- [Data lines]
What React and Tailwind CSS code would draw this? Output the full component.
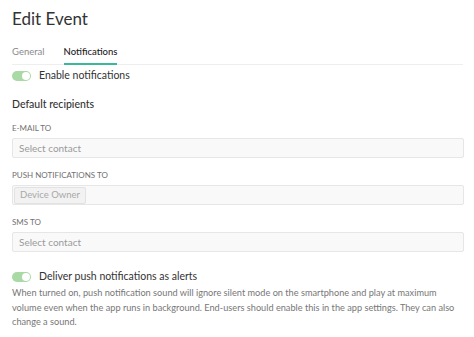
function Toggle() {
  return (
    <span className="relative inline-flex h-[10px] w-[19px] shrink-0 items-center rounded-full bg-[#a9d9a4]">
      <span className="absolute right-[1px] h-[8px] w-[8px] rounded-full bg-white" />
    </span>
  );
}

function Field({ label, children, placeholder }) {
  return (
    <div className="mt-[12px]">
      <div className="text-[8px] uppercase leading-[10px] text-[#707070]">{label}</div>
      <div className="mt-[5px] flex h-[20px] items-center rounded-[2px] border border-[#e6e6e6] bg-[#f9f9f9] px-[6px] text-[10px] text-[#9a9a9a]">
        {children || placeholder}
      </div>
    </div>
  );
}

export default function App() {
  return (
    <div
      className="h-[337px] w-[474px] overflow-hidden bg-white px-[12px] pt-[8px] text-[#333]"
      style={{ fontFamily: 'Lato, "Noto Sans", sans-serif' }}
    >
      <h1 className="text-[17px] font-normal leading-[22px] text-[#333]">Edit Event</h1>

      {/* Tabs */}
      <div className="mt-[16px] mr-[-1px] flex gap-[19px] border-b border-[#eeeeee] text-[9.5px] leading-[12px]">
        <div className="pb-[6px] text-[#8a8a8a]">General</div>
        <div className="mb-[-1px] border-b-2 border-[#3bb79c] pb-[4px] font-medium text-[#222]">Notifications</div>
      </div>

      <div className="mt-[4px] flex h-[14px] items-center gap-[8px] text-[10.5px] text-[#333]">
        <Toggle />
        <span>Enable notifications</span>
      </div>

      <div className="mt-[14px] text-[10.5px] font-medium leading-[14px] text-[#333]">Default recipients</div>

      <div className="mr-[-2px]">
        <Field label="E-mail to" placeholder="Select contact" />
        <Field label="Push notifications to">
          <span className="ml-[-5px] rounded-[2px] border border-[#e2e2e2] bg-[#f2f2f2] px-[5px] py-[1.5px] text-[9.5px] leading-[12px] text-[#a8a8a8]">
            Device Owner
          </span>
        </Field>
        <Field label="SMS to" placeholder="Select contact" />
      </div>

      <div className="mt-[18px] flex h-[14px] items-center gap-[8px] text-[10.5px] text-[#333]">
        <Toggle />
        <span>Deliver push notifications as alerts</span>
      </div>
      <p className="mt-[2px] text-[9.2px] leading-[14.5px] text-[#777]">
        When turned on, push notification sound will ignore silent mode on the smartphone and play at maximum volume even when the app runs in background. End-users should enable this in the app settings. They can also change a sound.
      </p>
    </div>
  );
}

- [Short task] Identify the lines above with the word "full". Copy them.

- [Solution]
What React and Tailwind CSS code would draw this? Output the full component.
    <span className="relative inline-flex h-[10px] w-[19px] shrink-0 items-center rounded-full bg-[#a9d9a4]">
      <span className="absolute right-[1px] h-[8px] w-[8px] rounded-full bg-white" />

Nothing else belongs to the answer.